Di sicuro non mancano i dischi di Charles Mingus a casa di ogni appassionato di jazz; meno probabile che ci sia proprio questo “Reincarnation Of A Lovebird”, ma non perché sia opera di trascurabile interesse. Anzi. Testimonia dell’unico passaggio di Mingus in sala di registrazione negli anni tra 1965 e il 1972. A leggere la sua biografia, un periodo per lui certamente non facile dal punto di vista economico e pure di stasi creativa (e di depressione psicologica) dopo la perdita di un talento unico come Eric Dolphy.

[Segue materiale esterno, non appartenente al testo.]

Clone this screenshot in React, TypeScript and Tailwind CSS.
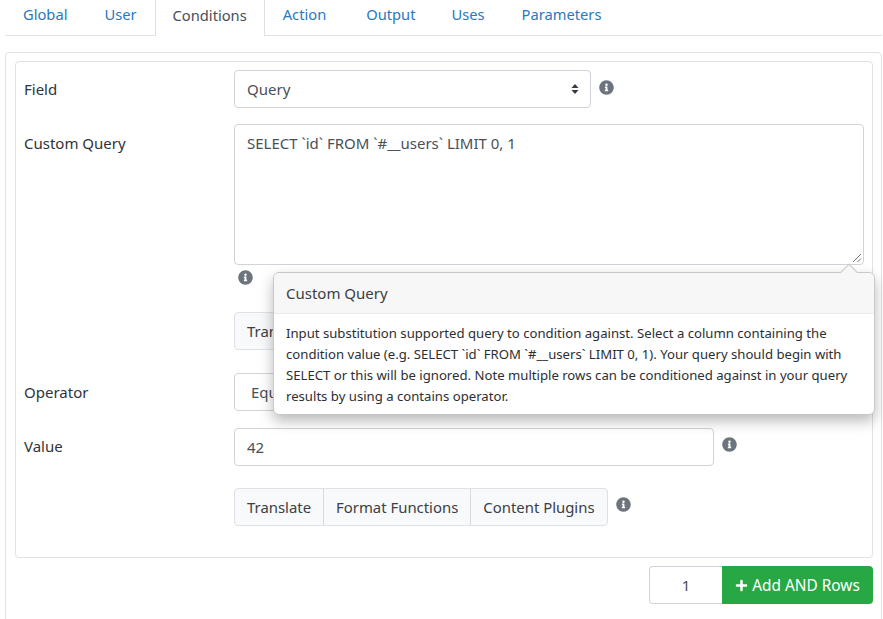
import { FaInfoCircle, FaPlus } from 'react-icons/fa';

const tabs = [
  { label: 'Global', pad: 'pl-[18px] pr-[19px]' },
  { label: 'User', pad: 'px-[18px]' },
  { label: 'Conditions', pad: 'px-[17px]', active: true },
  { label: 'Action', pad: 'pl-[18px] pr-[22px]' },
  { label: 'Output', pad: 'px-[18px]' },
  { label: 'Uses', pad: 'pl-[18px] pr-[19px]' },
  { label: 'Parameters', pad: 'px-[18px]' },
];
const fieldClass = 'h-[38px] shrink-0 rounded border border-[#ced4da] bg-white flex items-center text-[#495057]';

function Info({ className = '' }: { className?: string }) {
  return <FaInfoCircle className={`text-[15px] text-[#6c757d] shrink-0 ${className}`} />;
}

function SelectArrows() {
  return (
    <svg width="8" height="12" viewBox="0 0 8 12" className="ml-auto mr-[-1px]">
      <path d="M4 1 L7.5 5 H0.5 Z M4 11 L7.5 7 H0.5 Z" fill="#343a40" />
    </svg>
  );
}

function ButtonGroup({ className = '' }: { className?: string }) {
  return (
    <div className={`flex h-[38px] w-fit shrink-0 rounded border border-[#dee2e6] bg-[#f8f9fa] text-[14.9px] text-[#3a4046] ${className}`}>
      <span className="flex items-center px-3">Translate</span>
      <span className="flex items-center border-l border-[#d8dcdf] px-3">Format Functions</span>
      <span className="flex items-center border-l border-[#d8dcdf] px-3">Content Plugins</span>
    </div>
  );
}

export default function App() {
  return (
    <div className="relative h-[619px] w-[883px] overflow-hidden bg-white font-['Noto_Sans',sans-serif] text-[15px] text-[#2f3439]">
      <div className="ml-[5px] mr-px -mt-[6px] flex h-[42px] border-b border-[#dee2e6] text-[14.7px]">
        {tabs.map((tab) =>
          tab.active ? (
            <span
              key={tab.label}
              className={`flex h-[42px] items-center rounded-t border border-b-0 border-[#dee2e6] bg-white text-[#495057] ${tab.pad}`}
            >
              {tab.label}
            </span>
          ) : (
            <span key={tab.label} className={`flex h-[41px] items-center text-[#2a78bd] ${tab.pad}`}>
              {tab.label}
            </span>
          ),
        )}
      </div>

      <div className="ml-[5px] mr-px mt-[16px] h-[700px] rounded border border-[#e2e2e2] pl-[9px] pr-[8px] pt-[8px]">
        <div className="h-[497px] rounded border border-[#e2e2e2] px-[8px] pt-[8px]">
          <div className="flex">
            <div className="flex h-[38px] w-[210px] shrink-0 items-center">Field</div>
            <div className={`${fieldClass} w-[357px] px-3`}>
              Query
              <SelectArrows />
            </div>
            <Info className="ml-[8px] mt-[10px]" />
          </div>

          <div className="mt-[16px] flex">
            <div className="w-[210px] shrink-0 pt-[8px]">Custom Query</div>
            <div className="w-[630px] shrink-0">
              <div className="relative h-[141px] rounded border border-[#ced4da] px-3 pt-[7px] text-[#495057]">
                SELECT `id` FROM `#__users` LIMIT 0, 1
                <svg width="10" height="10" viewBox="0 0 10 10" className="absolute bottom-[1px] right-[1px]">
                  <path d="M1 9 L9 1 M5.5 9 L9 5.5" stroke="#777" strokeWidth="1" />
                </svg>
              </div>
              <Info className="ml-[4px] mt-[5px]" />
              <ButtonGroup className="mt-[27px]" />
            </div>
          </div>

          <div className="mt-[23px] flex">
            <div className="flex h-[38px] w-[210px] shrink-0 items-center">Operator</div>
            <div className={`${fieldClass} w-[357px] pl-4`}>Equals</div>
          </div>

          <div className="mt-[17px] flex">
            <div className="flex h-[38px] w-[210px] shrink-0 items-center pb-[2px]">Value</div>
            <div className={`${fieldClass} w-[480px] px-3`}>42</div>
            <Info className="ml-[8px] mt-[9px]" />
          </div>

          <div className="mt-[22px] flex pl-[210px]">
            <ButtonGroup />
            <Info className="ml-[8px] mt-[9px]" />
          </div>
        </div>

        <div className="mt-[8px] flex justify-end">
          <div className="flex h-[38px] w-[73px] items-center justify-center rounded-l border border-r-0 border-[#ced4da] text-[#495057]">
            1
          </div>
          <div className="flex h-[38px] w-[151px] items-center justify-center gap-[4px] rounded-r bg-[#28a745] pt-px text-[15.4px] text-white">
            <FaPlus className="text-[13px]" />
            Add AND Rows
          </div>
        </div>
      </div>

      {/* popover for the Custom Query help icon */}
      <div className="absolute left-[273px] top-[272px] h-[143px] w-[602px] rounded-md border border-[#c9c9c9] bg-white shadow-[0_6px_14px_rgba(0,0,0,0.28)]">
        <div className="absolute -top-[7px] right-[19px] h-[12px] w-[12px] rotate-45 border-l border-t border-[#c9c9c9] bg-[#f7f7f7]" />
        <div className="relative rounded-t-md border-b border-[#ebebeb] bg-[#f7f7f7] px-3 py-[9px] text-[15px] leading-[22px] text-[#3a4046]">
          Custom Query
        </div>
        <div className="px-3 pb-[8px] pt-[9px] text-[13.15px] leading-[21px] text-[#2b2f33]">
          Input substitution supported query to condition against. Select a column containing the condition value (e.g.
          SELECT `id` FROM `#__users` LIMIT 0, 1). Your query should begin with SELECT or this will be ignored. Note
          multiple rows can be conditioned against in your query results by using a contains operator.
        </div>
      </div>
    </div>
  );
}
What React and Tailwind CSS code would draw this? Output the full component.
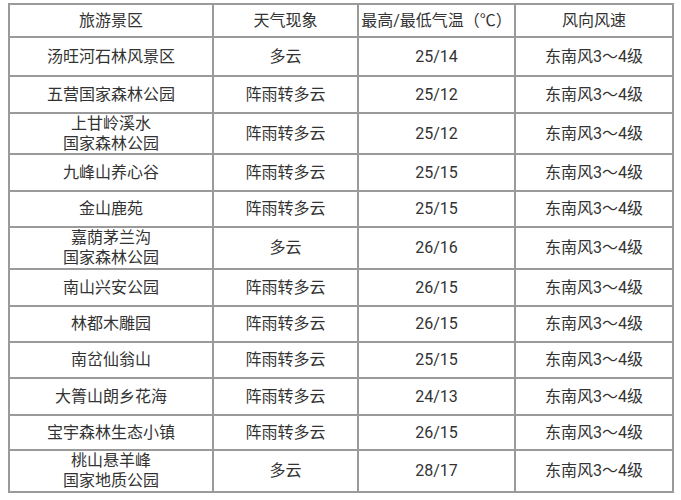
const rows = [
  { name: ["汤旺河石林风景区"], weather: "多云", temp: "25/14", h: "h-[37px]" },
  { name: ["五营国家森林公园"], weather: "阵雨转多云", temp: "25/12", h: "h-[35px]" },
  { name: ["上甘岭溪水", "国家森林公园"], weather: "阵雨转多云", temp: "25/12", h: "h-[39px]" },
  { name: ["九峰山养心谷"], weather: "阵雨转多云", temp: "25/15", h: "h-[35px]" },
  { name: ["金山鹿苑"], weather: "阵雨转多云", temp: "25/15", h: "h-[34px]" },
  { name: ["嘉荫茅兰沟", "国家森林公园"], weather: "多云", temp: "26/16", h: "h-[40px]" },
  { name: ["南山兴安公园"], weather: "阵雨转多云", temp: "26/15", h: "h-[35px]" },
  { name: ["林都木雕园"], weather: "阵雨转多云", temp: "26/15", h: "h-[34px]" },
  { name: ["南岔仙翁山"], weather: "阵雨转多云", temp: "25/15", h: "h-[34px]" },
  { name: ["大箐山朗乡花海"], weather: "阵雨转多云", temp: "24/13", h: "h-[35px]" },
  { name: ["宝宇森林生态小镇"], weather: "阵雨转多云", temp: "26/15", h: "h-[33px]" },
  { name: ["桃山悬羊峰", "国家地质公园"], weather: "多云", temp: "28/17", h: "h-[40px]" },
]

function Cell({ children, h }) {
  return (
    <div className={`bg-white flex flex-col items-center justify-center text-center leading-[20px] ${h}`}>
      {children}
    </div>
  )
}

export default function App() {
  return (
    <div
      className="bg-white w-[681px] h-[500px] pt-[3px] pl-[8px] text-[16px] text-[#333333]"
      style={{ fontFamily: 'Roboto, "Noto Sans CJK SC", sans-serif' }}
    >
      <div className="grid grid-cols-[202px_143px_155px_156px] gap-[2px] p-[2px] bg-[#9a9a9a] w-[666px]">
        <Cell h="h-[31px]">旅游景区</Cell>
        <Cell h="h-[31px]">天气现象</Cell>
        <Cell h="h-[31px]">最高/最低气温（℃）</Cell>
        <Cell h="h-[31px]">风向风速</Cell>
        {rows.map((r, i) => (
          <div key={i} className="contents">
            <Cell h={r.h}>
              {r.name.map((n) => (
                <span key={n}>{n}</span>
              ))}
            </Cell>
            <Cell h={r.h}>{r.weather}</Cell>
            <Cell h={r.h}>{r.temp}</Cell>
            <Cell h={r.h}>东南风3～4级</Cell>
          </div>
        ))}
      </div>
    </div>
  )
}
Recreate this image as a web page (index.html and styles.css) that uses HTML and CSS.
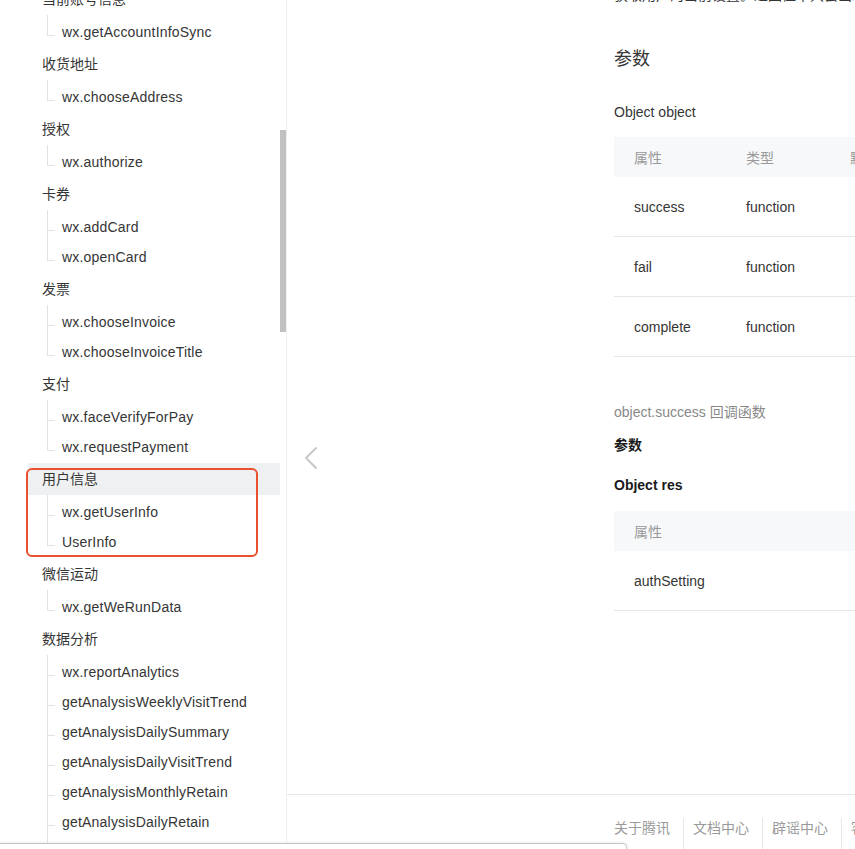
FILE: index.html
```html
<!DOCTYPE html>
<html lang="zh-CN">
<head>
<meta charset="UTF-8" />
<meta name="viewport" content="width=device-width, initial-scale=1" />
<title>wx.getSetting | 微信开放文档</title>
<link rel="stylesheet" href="styles.css">
</head>
<body>
<div class="page">
  <!-- Левое меню -->
  <aside class="sidebar">
    <ul class="menu">
      <li class="group">
        <div class="group-title">当前账号信息</div>
        <ul class="sub"><li>wx.getAccountInfoSync</li></ul>
      </li>
      <li class="group">
        <div class="group-title">收货地址</div>
        <ul class="sub"><li>wx.chooseAddress</li></ul>
      </li>
      <li class="group">
        <div class="group-title">授权</div>
        <ul class="sub"><li>wx.authorize</li></ul>
      </li>
      <li class="group">
        <div class="group-title">卡券</div>
        <ul class="sub"><li>wx.addCard</li><li>wx.openCard</li></ul>
      </li>
      <li class="group">
        <div class="group-title">发票</div>
        <ul class="sub"><li>wx.chooseInvoice</li><li>wx.chooseInvoiceTitle</li></ul>
      </li>
      <li class="group">
        <div class="group-title">支付</div>
        <ul class="sub"><li>wx.faceVerifyForPay</li><li>wx.requestPayment</li></ul>
      </li>
      <li class="group">
        <div class="group-title active">用户信息</div>
        <ul class="sub"><li>wx.getUserInfo</li><li>UserInfo</li></ul>
      </li>
      <li class="group">
        <div class="group-title">微信运动</div>
        <ul class="sub"><li>wx.getWeRunData</li></ul>
      </li>
      <li class="group">
        <div class="group-title">数据分析</div>
        <ul class="sub">
          <li>wx.reportAnalytics</li>
          <li>getAnalysisWeeklyVisitTrend</li>
          <li>getAnalysisDailySummary</li>
          <li>getAnalysisDailyVisitTrend</li>
          <li>getAnalysisMonthlyRetain</li>
          <li>getAnalysisDailyRetain</li>
          <li>getAnalysisWeeklyRetain</li>
          <li>getAnalysisUserPortrait</li>
        </ul>
      </li>
    </ul>
    <div class="scroll-thumb"></div>
  </aside>

  <!-- Основной текст -->
  <main class="main">
    <button class="collapse" type="button" aria-label="收起">
      <svg width="14" height="24" viewBox="0 0 14 24"><path d="M12.5 1.5 L2 12 L12.5 22.5" fill="none" stroke="#c8c8c8" stroke-width="2"/></svg>
    </button>

    <div class="content">
      <p class="lead">获取用户的当前设置。返回值中只会出现小程序已经向用户请求过的权限。</p>

      <h2>参数</h2>
      <p class="label">Object object</p>
      <table class="params">
        <colgroup><col style="width:112px"><col style="width:104px"><col style="width:90px"><col style="width:70px"><col style="width:260px"></colgroup>
        <thead>
          <tr><th>属性</th><th>类型</th><th>默认值</th><th>必填</th><th>说明</th></tr>
        </thead>
        <tbody>
          <tr><td>success</td><td>function</td><td></td><td>否</td><td>接口调用成功的回调函数</td></tr>
          <tr><td>fail</td><td>function</td><td></td><td>否</td><td>接口调用失败的回调函数</td></tr>
          <tr><td>complete</td><td>function</td><td></td><td>否</td><td>接口调用结束的回调函数</td></tr>
        </tbody>
      </table>

      <p class="callback">object.success 回调函数</p>
      <p class="sub-head">参数</p>
      <p class="sub-head obj">Object res</p>
      <table class="params res">
        <colgroup><col style="width:260px"><col style="width:180px"><col style="width:260px"></colgroup>
        <thead>
          <tr><th>属性</th><th>类型</th><th>说明</th></tr>
        </thead>
        <tbody>
          <tr><td>authSetting</td><td>AuthSetting</td><td>用户授权结果</td></tr>
        </tbody>
      </table>
    </div>

    <footer class="footer">
      <a href="#">关于腾讯</a>
      <a href="#">文档中心</a>
      <a href="#">辟谣中心</a>
      <a href="#">客服中心</a>
      <a href="#">联系邮箱</a>
    </footer>
  </main>
</div>

<!-- Пометка на скриншоте -->
<div class="mark"></div>

<div class="status-bubble">https://developers.weixin.qq.com/miniprogram/dev/api/open-api/user-info/wx.getUserInfo.html</div>
</body>
</html>
```

FILE: styles.css
```css
body {
  margin: 0;
  padding: 0;
  font-family: "Liberation Sans", "Noto Sans CJK SC", sans-serif;
  font-size: 14px;
  color: #353535;
  background: #fff;
  overflow: hidden;
}
.page {
  display: flex;
  height: 100vh;
  overflow: hidden;
}

/* Меню слева */
.sidebar {
  flex: none;
  width: 286px;
  border-right: 1px solid #eeeeee;
  position: relative;
  overflow: hidden;
}
.menu {
  list-style: none;
  margin: -17px 0 0;
  padding: 0 6px 0 28px;
}
.group-title {
  height: 32px;
  line-height: 32px;
  padding-left: 14px;
  color: #353535;
}
.group-title.active {
  background: #eff0f2;
}
.sub {
  list-style: none;
  margin: 0;
  padding: 2px 0 1px;
}
.sub li {
  position: relative;
  height: 30px;
  line-height: 30px;
  padding-left: 34px;
  letter-spacing: 0.2px;
  white-space: nowrap;
}
.sub li::before {
  content: "";
  position: absolute;
  left: 19px;
  top: 0;
  width: 7px;
  height: 18px;
  border-left: 1px solid #e2e2e2;
  border-bottom: 1px solid #e2e2e2;
}
.sub li:first-child::before {
  top: -2px;
  height: 20px;
}
.sub li:not(:last-child)::after {
  content: "";
  position: absolute;
  left: 19px;
  top: 18px;
  bottom: 0;
  border-left: 1px solid #e2e2e2;
}
.scroll-thumb {
  position: absolute;
  left: 280px;
  top: 130px;
  width: 6px;
  height: 202px;
  background: #c1c1c1;
}

/* Контент */
.main {
  flex: 1;
  min-width: 0;
  display: flex;
  flex-direction: column;
  position: relative;
  overflow: hidden;
}
.collapse {
  position: absolute;
  left: 17px;
  top: 446px;
  padding: 0;
  border: none;
  background: none;
  cursor: pointer;
}
.collapse svg { display: block; }
.content {
  flex: 1;
  margin-top: -17px;
  padding-left: 327px;
  white-space: nowrap;
}
.content p { margin: 0; }
.lead {
  line-height: 24px;
  color: #353535;
}
.content h2 {
  margin: 39px 0 0;
  font-size: 18px;
  line-height: 26px;
  font-weight: normal;
  color: #353535;
}
.content .label {
  margin-top: 29px;
  line-height: 22px;
}
.params {
  margin-top: 14px;
  border-collapse: collapse;
  table-layout: fixed;
  width: 636px;
}
.params th {
  height: 40px;
  padding: 0 20px;
  background: #f7f8fa;
  color: #999;
  font-weight: normal;
  text-align: left;
}
.params td {
  height: 59px;
  padding: 0 20px;
  border-bottom: 1px solid #e7e7e7;
  color: #353535;
}
.content .callback {
  margin-top: 44px;
  line-height: 22px;
  color: #888;
}
.content .sub-head {
  margin-top: 11px;
  line-height: 22px;
  font-weight: bold;
  color: #1a1a1a;
}
.content .sub-head.obj {
  margin-top: 18px;
}
.params.res {
  margin-top: 15px;
  width: 700px;
}

/* Подвал */
.footer {
  flex: none;
  height: 31px;
  border-top: 1px solid #e7e7e7;
  padding: 23px 0 0 327px;
  display: flex;
  white-space: nowrap;
}
.footer a {
  line-height: 20px;
  color: #9a9a9a;
  text-decoration: none;
  padding: 0 13px 0 9px;
  border-left: 1px solid #e7e7e7;
}
.footer a:first-child {
  padding-left: 0;
  border-left: none;
}

/* Красная рамка поверх меню */
.mark {
  position: fixed;
  left: 26px;
  top: 468px;
  width: 232px;
  height: 89px;
  box-sizing: border-box;
  border: 2px solid #e9502f;
  border-radius: 6px;
  pointer-events: none;
}

/* Строка статуса браузера */
.status-bubble {
  position: fixed;
  left: -1px;
  top: 843px;
  width: 610px;
  height: 30px;
  padding: 3px 8px;
  border: 1px solid #c6c6c6;
  border-top-right-radius: 4px;
  background: #fff;
  box-shadow: 0 0 3px rgba(0,0,0,0.12);
  font-size: 12px;
  color: #333;
  white-space: nowrap;
}
```
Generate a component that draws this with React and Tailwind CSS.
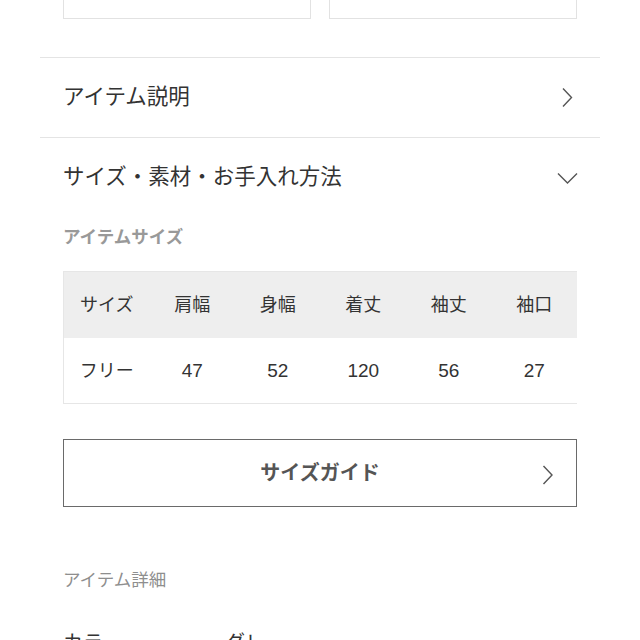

Qui siamo dunque di fronte al Mingus nella “terra di mezzo” tra le opere fondamentali degli anni 50 e primi 60 e gli ultimi graffi di qualche anno dopo, il periodo di “Changes One & Two”. Ebbene questa riedizione della Prestige Records di due precedenti album francesi del 1970 ci fa capire pur in quel momento di ripensamento e di apparente ripiegamento quanto ci sia intrinsecamente di buono nella musica di Mingus e quale sia stata la sua forza trainante e coagulante di band leader.
In assenza di nuove composizioni (forse la sola «Love Is A Dangerous Necessity», che però nel finale è un poco tirata via, quasi la partitura fosse ancora incompleta) il materiale sonoro è costituito dalla rivisitazione di classici del suo repertorio come «Peggy’s Blue Skylight»; la title track «Reincarnation Of A Lovebird» e l’identitaria «Pithecantropus Erectus» oltre che la parkeriana «Blue Bird» e uno standard del crooning come «I Left My Heart In San Francisco» che ho messo nel link qui accanto. Il risultato è una musica smagliante e variegata, ricca di accelerazioni improvvise e di suoni contrastanti che di colpo si placano per poi rincorrersi ancora. Un caleidoscopio sonoro che occhieggia il free ma non dimentica la tradizione; a tratti un’improvvisazione collettiva le cui briglie restano però saldamente in mano a Mingus come le corde del suo strumento: valga come esempio la splendida «Peggy’s Blue Skylight», dove tutti i solisti hanno ampio margine per esprimersi e poi ricongiungersi alla melodia del tema principale mentre il pulsare del contrabbasso non molla mai la presa e mette i puntini sulle «i» di ogni discorso.
Tra i musicisti vorrei segnalare il prezioso lavoro per la sezione ritmica – oltre al leader naturalmente - di Jaki Byard al piano (con Mingus fin dai tempi di “The Saint And The Sinner Lady”) e del fedelissimo Danny Richmond alla batteria. E poi ci sono i tre fiati: Charlie McPherson al contralto (certo non è Dolphy); Bobby Jones al tenore e Eddie Preston alla tromba, che nell’alternarsi delle parti soliste con quelle in ensemble rimandano la musica di Mingus alla lezione orchestrale di Ellington.
Insomma un disco musicalmente eccellente e moderno, corredato da una grafica esauriente per quanto riguarda le informazioni tecniche sulle registrazioni originali (Parigi, novembre 1970 per i due LPs “America Records 6109 & 6110” circolati fino a quel momento solo in Francia) completato da una interessante nota introduttiva oltre che da due splendide foto di Mingus in copertina. Uno specially priced two-record set cui sono particolarmente affezionato per essere stato tra i dischi di jazz uno dei miei primi acquisti e capace di emozionarmi ancora oggi.